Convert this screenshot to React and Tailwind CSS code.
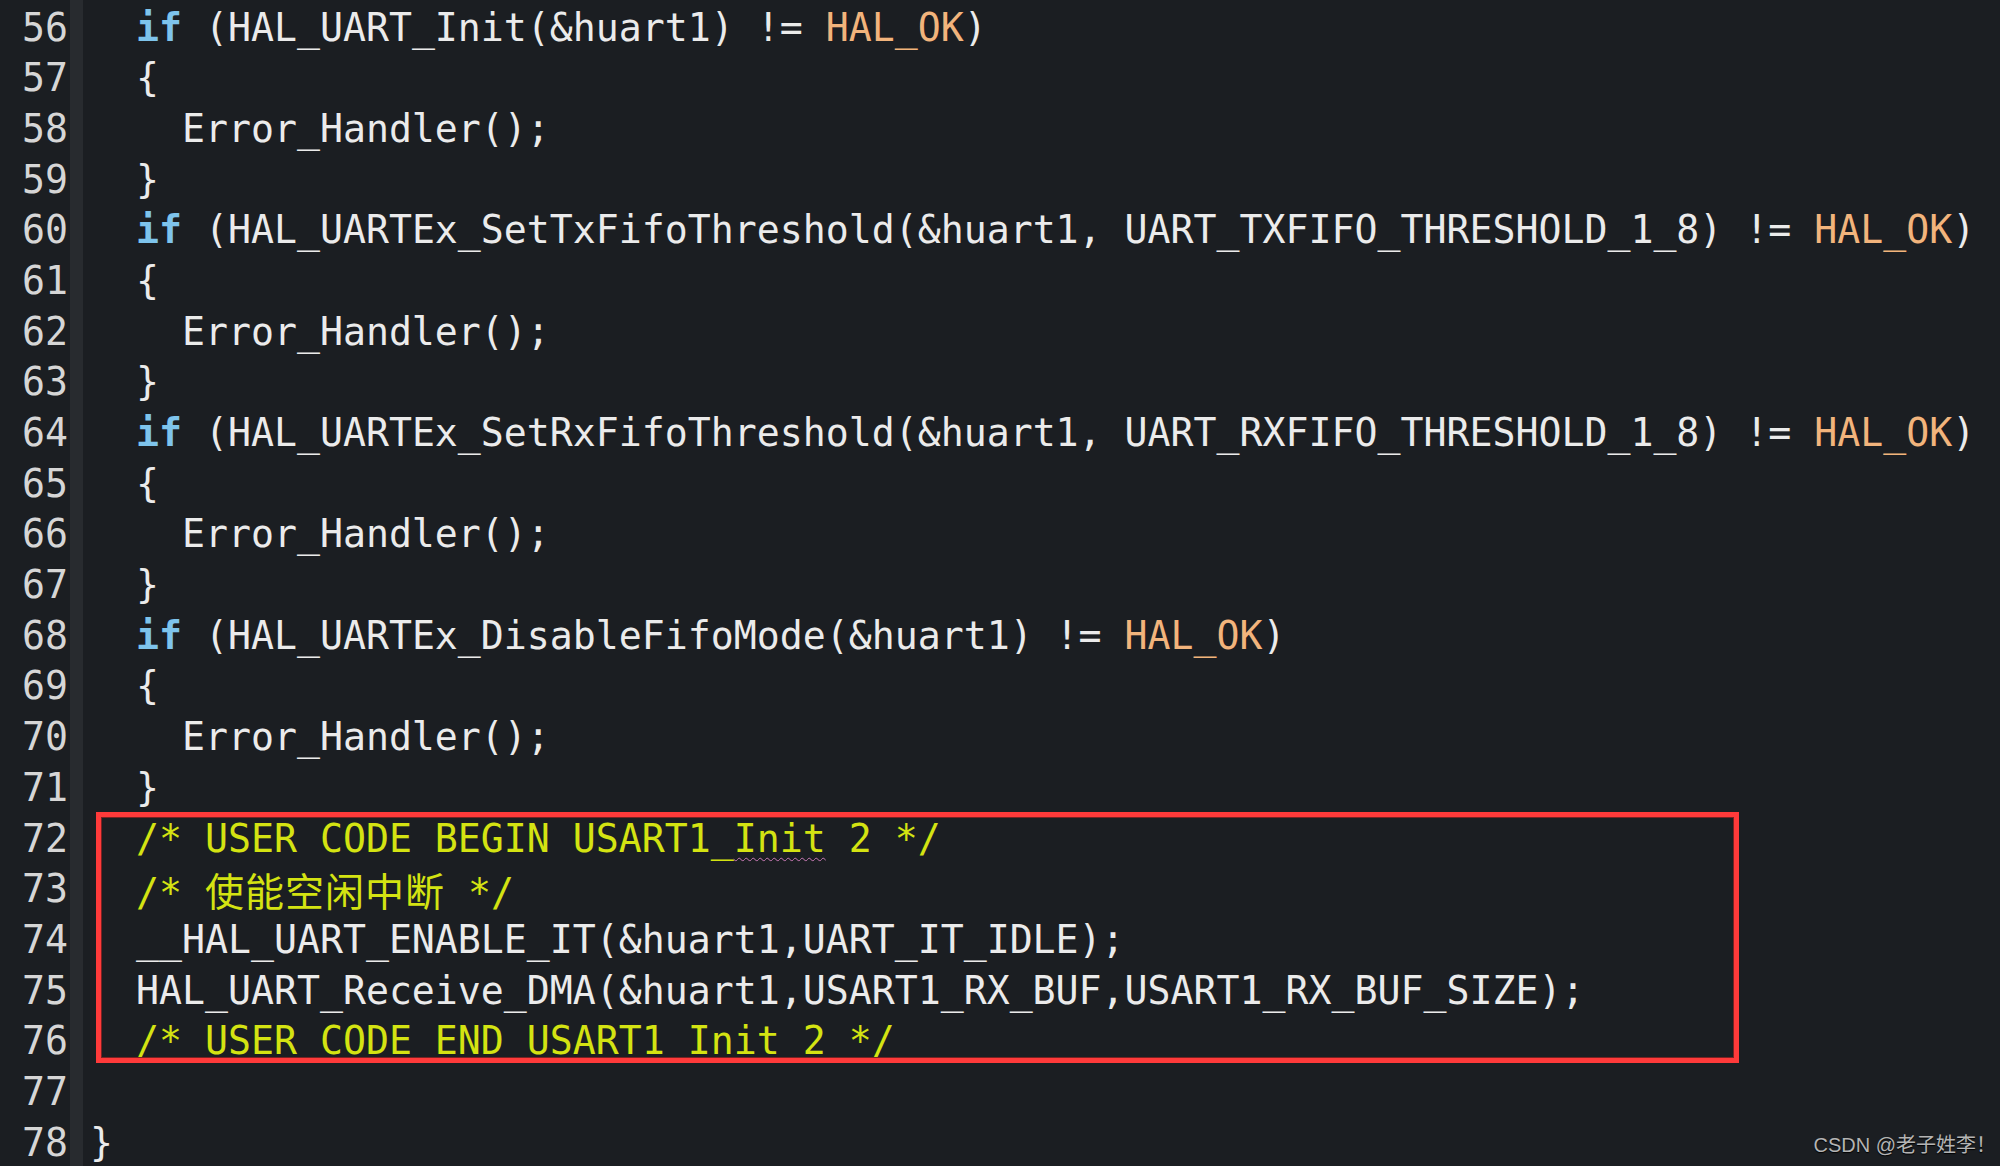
import React from "react";

const K = "font-bold text-[#7ec4ec]";
const OK = "text-[#f2b47c]";
const C = "text-[#d4e312]";

const lines = [
  [["  "], ["if", K], [" (HAL_UART_Init(&huart1) != "], ["HAL_OK", OK], [")"]],
  [["  {"]],
  [["    Error_Handler();"]],
  [["  }"]],
  [["  "], ["if", K], [" (HAL_UARTEx_SetTxFifoThreshold(&huart1, UART_TXFIFO_THRESHOLD_1_8) != "], ["HAL_OK", OK], [")"]],
  [["  {"]],
  [["    Error_Handler();"]],
  [["  }"]],
  [["  "], ["if", K], [" (HAL_UARTEx_SetRxFifoThreshold(&huart1, UART_RXFIFO_THRESHOLD_1_8) != "], ["HAL_OK", OK], [")"]],
  [["  {"]],
  [["    Error_Handler();"]],
  [["  }"]],
  [["  "], ["if", K], [" (HAL_UARTEx_DisableFifoMode(&huart1) != "], ["HAL_OK", OK], [")"]],
  [["  {"]],
  [["    Error_Handler();"]],
  [["  }"]],
];

const boxed = [
  [["  "], ["/* USER CODE BEGIN USART1_", C], ["Init", C + " underline decoration-wavy decoration-[#c97ab6] decoration-1 underline-offset-[5px]"], [" 2 */", C]],
  [["  "], ["/* ", C], ["使能空闲中断", C + " text-[39px] font-['Noto_Sans_CJK_SC',sans-serif] tracking-[1px]"], [" */", C]],
  [["  __HAL_UART_ENABLE_IT(&huart1,UART_IT_IDLE);"]],
  [["  HAL_UART_Receive_DMA(&huart1,USART1_RX_BUF,USART1_RX_BUF_SIZE);"]],
  [["  "], ["/* USER CODE END USART1_Init 2 */", C]],
];

const tail = [[[""]], [["}"]]];

function Row({ segs }) {
  return (
    <div className="h-[50.7px] pt-[4.5px] leading-[46.2px] whitespace-pre">
      {segs.map((s, i) => (
        <span key={i} className={s[1] || ""}>
          {s[0]}
        </span>
      ))}
    </div>
  );
}

export default function App() {
  const nums = [];
  for (let i = 56; i <= 78; i++) nums.push(i);
  return (
    <div className="relative w-[2000px] h-[1166px] overflow-hidden bg-[#1b1e22] font-['DejaVu_Sans_Mono','Liberation_Mono',monospace] text-[38.2px] text-[#ebebeb]">
      <div className="flex h-full">
        <div className="w-[70px] pr-[2px] text-right text-[#d6d6d6]">
          {nums.map((n) => (
            <div key={n} className="h-[50.7px] pt-[4.5px] leading-[46.2px]">
              {n}
            </div>
          ))}
        </div>
        <div className="w-[13px] h-full bg-[#282b2f]" />
        <div className="pl-[7px] flex-1">
          {lines.map((l, i) => (
            <Row key={"a" + i} segs={l} />
          ))}
          <div className="relative">
            {boxed.map((l, i) => (
              <Row key={"b" + i} segs={l} />
            ))}
            <div className="absolute left-[6px] top-[1px] w-[1643px] h-[251px] border-[5px] border-[#ff3a3a] shadow-[inset_0_0_0_1px_#7a2222]" />
          </div>
          {tail.map((l, i) => (
            <Row key={"c" + i} segs={l} />
          ))}
        </div>
      </div>
      <div className="absolute right-[4px] bottom-[11px] text-[20px] leading-none text-[#b4b4b4] font-['Liberation_Sans','Noto_Sans_CJK_SC',sans-serif] [text-shadow:0_1px_1px_#000]">
        CSDN @老子姓李！
      </div>
    </div>
  );
}
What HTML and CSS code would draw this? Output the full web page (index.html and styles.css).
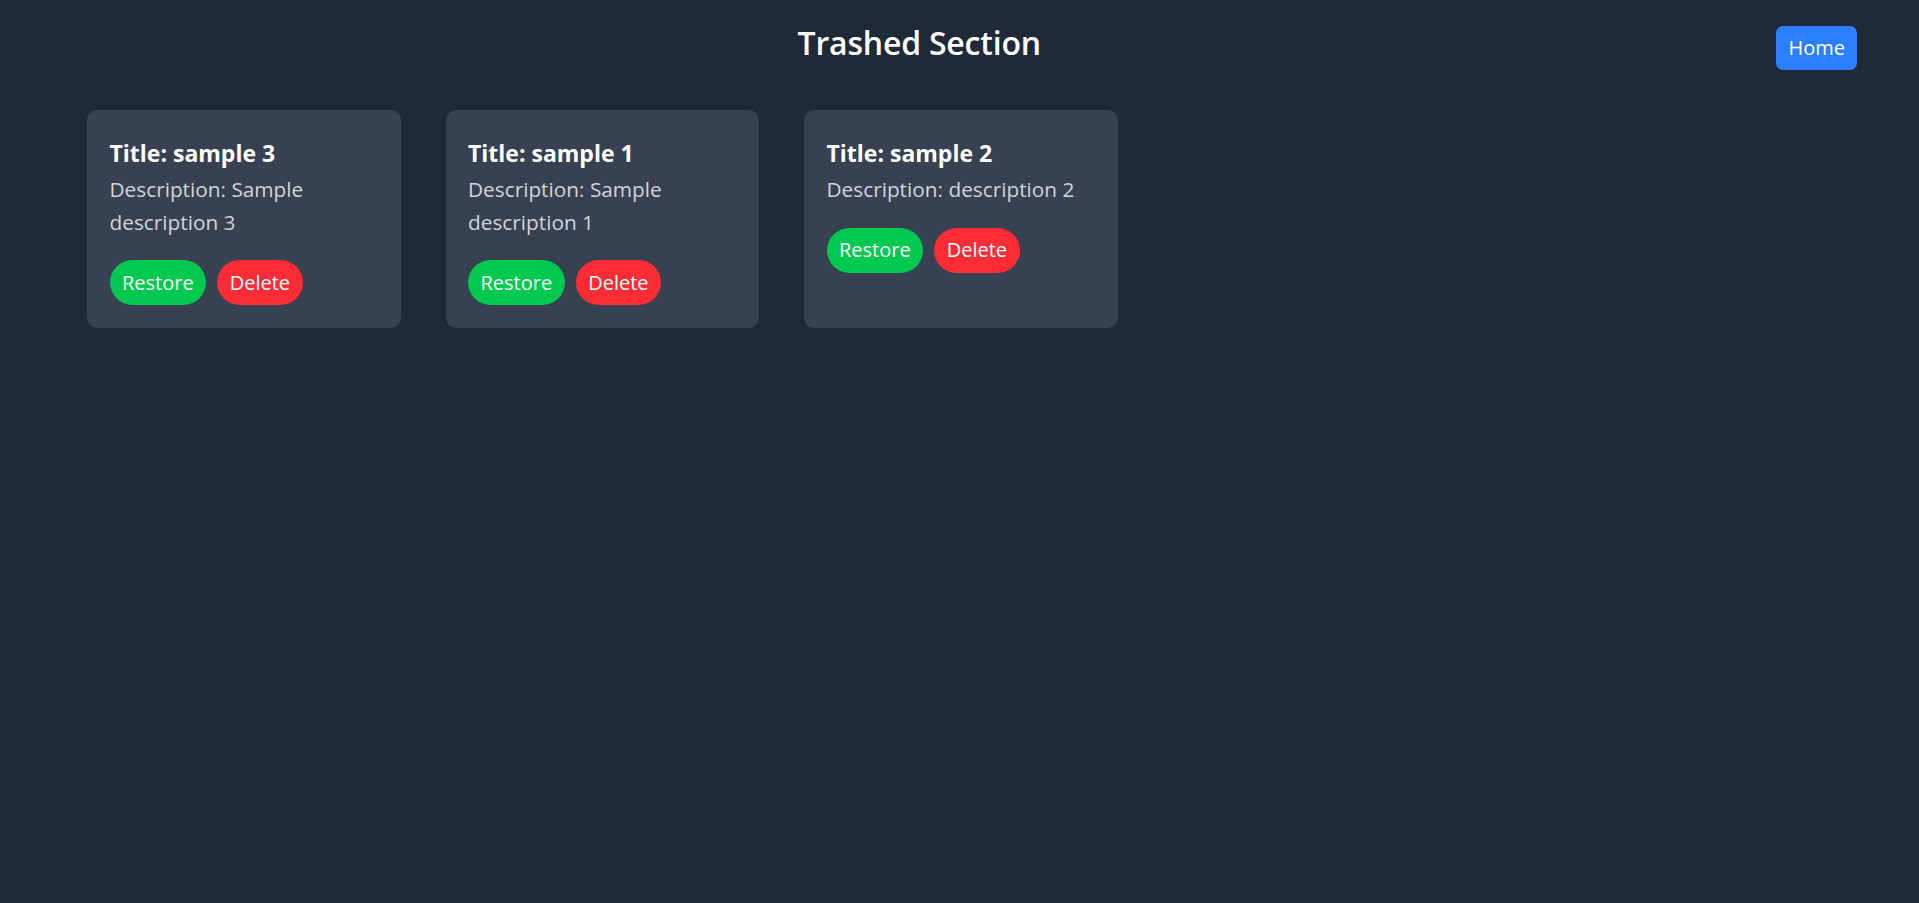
FILE: index.html
```html
<!DOCTYPE html>
<html lang="en">
<head>
<meta charset="utf-8">
<title>Trashed Section</title>
<link rel="stylesheet" href="styles.css">
</head>
<body>
<header class="topbar">
  <h1 class="page-title">Trashed Section</h1>
  <button class="home-btn">Home</button>
</header>
<main class="card-grid">
  <article class="card">
    <h2 class="card-title">Title: sample 3</h2>
    <p class="card-desc">Description: Sample description 3</p>
    <div class="card-actions">
      <button class="pill restore">Restore</button>
      <button class="pill delete">Delete</button>
    </div>
  </article>
  <article class="card">
    <h2 class="card-title">Title: sample 1</h2>
    <p class="card-desc">Description: Sample description 1</p>
    <div class="card-actions">
      <button class="pill restore">Restore</button>
      <button class="pill delete">Delete</button>
    </div>
  </article>
  <article class="card">
    <h2 class="card-title">Title: sample 2</h2>
    <p class="card-desc">Description: description 2</p>
    <div class="card-actions">
      <button class="pill restore">Restore</button>
      <button class="pill delete">Delete</button>
    </div>
  </article>
</main>
</body>
</html>
```

FILE: styles.css
```css
* { box-sizing: border-box; }
html, body {
  margin: 0;
  padding: 0;
  background: #1f2937;
  min-height: 100%;
}
body {
  font-family: "Open Sans", "Noto Sans", sans-serif;
  color: #ffffff;
  min-height: 903px;
}
.topbar {
  display: flex;
  align-items: flex-start;
  padding: 20px 62px 0 62px;
}
.page-title {
  flex: 1;
  margin: 0;
  text-align: center;
  font-size: 32px;
  line-height: 45px;
  font-weight: 600;
  letter-spacing: -0.2px;
}
.home-btn {
  margin-top: 6px;
  font-family: inherit;
  font-size: 20px;
  line-height: 30px;
  padding: 7px 12px;
  color: #fff;
  background: #2b7fff;
  border: none;
  border-radius: 7px;
}
.card-grid {
  display: flex;
  gap: 45px;
  padding: 0 87px;
  margin-top: 40px;
}
.card {
  width: 313.5px;
  background: #374151;
  border-radius: 10px;
  padding: 22.5px;
}
.card-title {
  margin: 0;
  font-size: 23px;
  line-height: 40.5px;
  font-weight: 700;
}
.card-desc {
  margin: 0;
  font-size: 20.8px;
  line-height: 32.5px;
  color: #d1d5db;
}
.card-actions {
  display: flex;
  gap: 11px;
  margin-top: 22px;
}
.pill {
  font-family: inherit;
  font-size: 20px;
  line-height: 30px;
  padding: 7.5px 12.5px;
  color: #fff;
  border: none;
  border-radius: 999px;
}
.restore { background: #00c950; }
.delete { background: #fb2c36; }
```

+++

■ **Requirements**: Your copy should hold every record word for word and none of the pictures.

■ **Full answer**:
Convert this screenshot to React and Tailwind CSS code.
import React from "react";

const K = "font-bold text-[#7ec4ec]";
const OK = "text-[#f2b47c]";
const C = "text-[#d4e312]";

const lines = [
  [["  "], ["if", K], [" (HAL_UART_Init(&huart1) != "], ["HAL_OK", OK], [")"]],
  [["  {"]],
  [["    Error_Handler();"]],
  [["  }"]],
  [["  "], ["if", K], [" (HAL_UARTEx_SetTxFifoThreshold(&huart1, UART_TXFIFO_THRESHOLD_1_8) != "], ["HAL_OK", OK], [")"]],
  [["  {"]],
  [["    Error_Handler();"]],
  [["  }"]],
  [["  "], ["if", K], [" (HAL_UARTEx_SetRxFifoThreshold(&huart1, UART_RXFIFO_THRESHOLD_1_8) != "], ["HAL_OK", OK], [")"]],
  [["  {"]],
  [["    Error_Handler();"]],
  [["  }"]],
  [["  "], ["if", K], [" (HAL_UARTEx_DisableFifoMode(&huart1) != "], ["HAL_OK", OK], [")"]],
  [["  {"]],
  [["    Error_Handler();"]],
  [["  }"]],
];

const boxed = [
  [["  "], ["/* USER CODE BEGIN USART1_", C], ["Init", C + " underline decoration-wavy decoration-[#c97ab6] decoration-1 underline-offset-[5px]"], [" 2 */", C]],
  [["  "], ["/* ", C], ["使能空闲中断", C + " text-[39px] font-['Noto_Sans_CJK_SC',sans-serif] tracking-[1px]"], [" */", C]],
  [["  __HAL_UART_ENABLE_IT(&huart1,UART_IT_IDLE);"]],
  [["  HAL_UART_Receive_DMA(&huart1,USART1_RX_BUF,USART1_RX_BUF_SIZE);"]],
  [["  "], ["/* USER CODE END USART1_Init 2 */", C]],
];

const tail = [[[""]], [["}"]]];

function Row({ segs }) {
  return (
    <div className="h-[50.7px] pt-[4.5px] leading-[46.2px] whitespace-pre">
      {segs.map((s, i) => (
        <span key={i} className={s[1] || ""}>
          {s[0]}
        </span>
      ))}
    </div>
  );
}

export default function App() {
  const nums = [];
  for (let i = 56; i <= 78; i++) nums.push(i);
  return (
    <div className="relative w-[2000px] h-[1166px] overflow-hidden bg-[#1b1e22] font-['DejaVu_Sans_Mono','Liberation_Mono',monospace] text-[38.2px] text-[#ebebeb]">
      <div className="flex h-full">
        <div className="w-[70px] pr-[2px] text-right text-[#d6d6d6]">
          {nums.map((n) => (
            <div key={n} className="h-[50.7px] pt-[4.5px] leading-[46.2px]">
              {n}
            </div>
          ))}
        </div>
        <div className="w-[13px] h-full bg-[#282b2f]" />
        <div className="pl-[7px] flex-1">
          {lines.map((l, i) => (
            <Row key={"a" + i} segs={l} />
          ))}
          <div className="relative">
            {boxed.map((l, i) => (
              <Row key={"b" + i} segs={l} />
            ))}
            <div className="absolute left-[6px] top-[1px] w-[1643px] h-[251px] border-[5px] border-[#ff3a3a] shadow-[inset_0_0_0_1px_#7a2222]" />
          </div>
          {tail.map((l, i) => (
            <Row key={"c" + i} segs={l} />
          ))}
        </div>
      </div>
      <div className="absolute right-[4px] bottom-[11px] text-[20px] leading-none text-[#b4b4b4] font-['Liberation_Sans','Noto_Sans_CJK_SC',sans-serif] [text-shadow:0_1px_1px_#000]">
        CSDN @老子姓李！
      </div>
    </div>
  );
}
What HTML and CSS code would draw this? Output the full web page (index.html and styles.css).
FILE: index.html
```html
<!DOCTYPE html>
<html lang="en">
<head>
<meta charset="utf-8">
<title>Trashed Section</title>
<link rel="stylesheet" href="styles.css">
</head>
<body>
<header class="topbar">
  <h1 class="page-title">Trashed Section</h1>
  <button class="home-btn">Home</button>
</header>
<main class="card-grid">
  <article class="card">
    <h2 class="card-title">Title: sample 3</h2>
    <p class="card-desc">Description: Sample description 3</p>
    <div class="card-actions">
      <button class="pill restore">Restore</button>
      <button class="pill delete">Delete</button>
    </div>
  </article>
  <article class="card">
    <h2 class="card-title">Title: sample 1</h2>
    <p class="card-desc">Description: Sample description 1</p>
    <div class="card-actions">
      <button class="pill restore">Restore</button>
      <button class="pill delete">Delete</button>
    </div>
  </article>
  <article class="card">
    <h2 class="card-title">Title: sample 2</h2>
    <p class="card-desc">Description: description 2</p>
    <div class="card-actions">
      <button class="pill restore">Restore</button>
      <button class="pill delete">Delete</button>
    </div>
  </article>
</main>
</body>
</html>
```

FILE: styles.css
```css
* { box-sizing: border-box; }
html, body {
  margin: 0;
  padding: 0;
  background: #1f2937;
  min-height: 100%;
}
body {
  font-family: "Open Sans", "Noto Sans", sans-serif;
  color: #ffffff;
  min-height: 903px;
}
.topbar {
  display: flex;
  align-items: flex-start;
  padding: 20px 62px 0 62px;
}
.page-title {
  flex: 1;
  margin: 0;
  text-align: center;
  font-size: 32px;
  line-height: 45px;
  font-weight: 600;
  letter-spacing: -0.2px;
}
.home-btn {
  margin-top: 6px;
  font-family: inherit;
  font-size: 20px;
  line-height: 30px;
  padding: 7px 12px;
  color: #fff;
  background: #2b7fff;
  border: none;
  border-radius: 7px;
}
.card-grid {
  display: flex;
  gap: 45px;
  padding: 0 87px;
  margin-top: 40px;
}
.card {
  width: 313.5px;
  background: #374151;
  border-radius: 10px;
  padding: 22.5px;
}
.card-title {
  margin: 0;
  font-size: 23px;
  line-height: 40.5px;
  font-weight: 700;
}
.card-desc {
  margin: 0;
  font-size: 20.8px;
  line-height: 32.5px;
  color: #d1d5db;
}
.card-actions {
  display: flex;
  gap: 11px;
  margin-top: 22px;
}
.pill {
  font-family: inherit;
  font-size: 20px;
  line-height: 30px;
  padding: 7.5px 12.5px;
  color: #fff;
  border: none;
  border-radius: 999px;
}
.restore { background: #00c950; }
.delete { background: #fb2c36; }
```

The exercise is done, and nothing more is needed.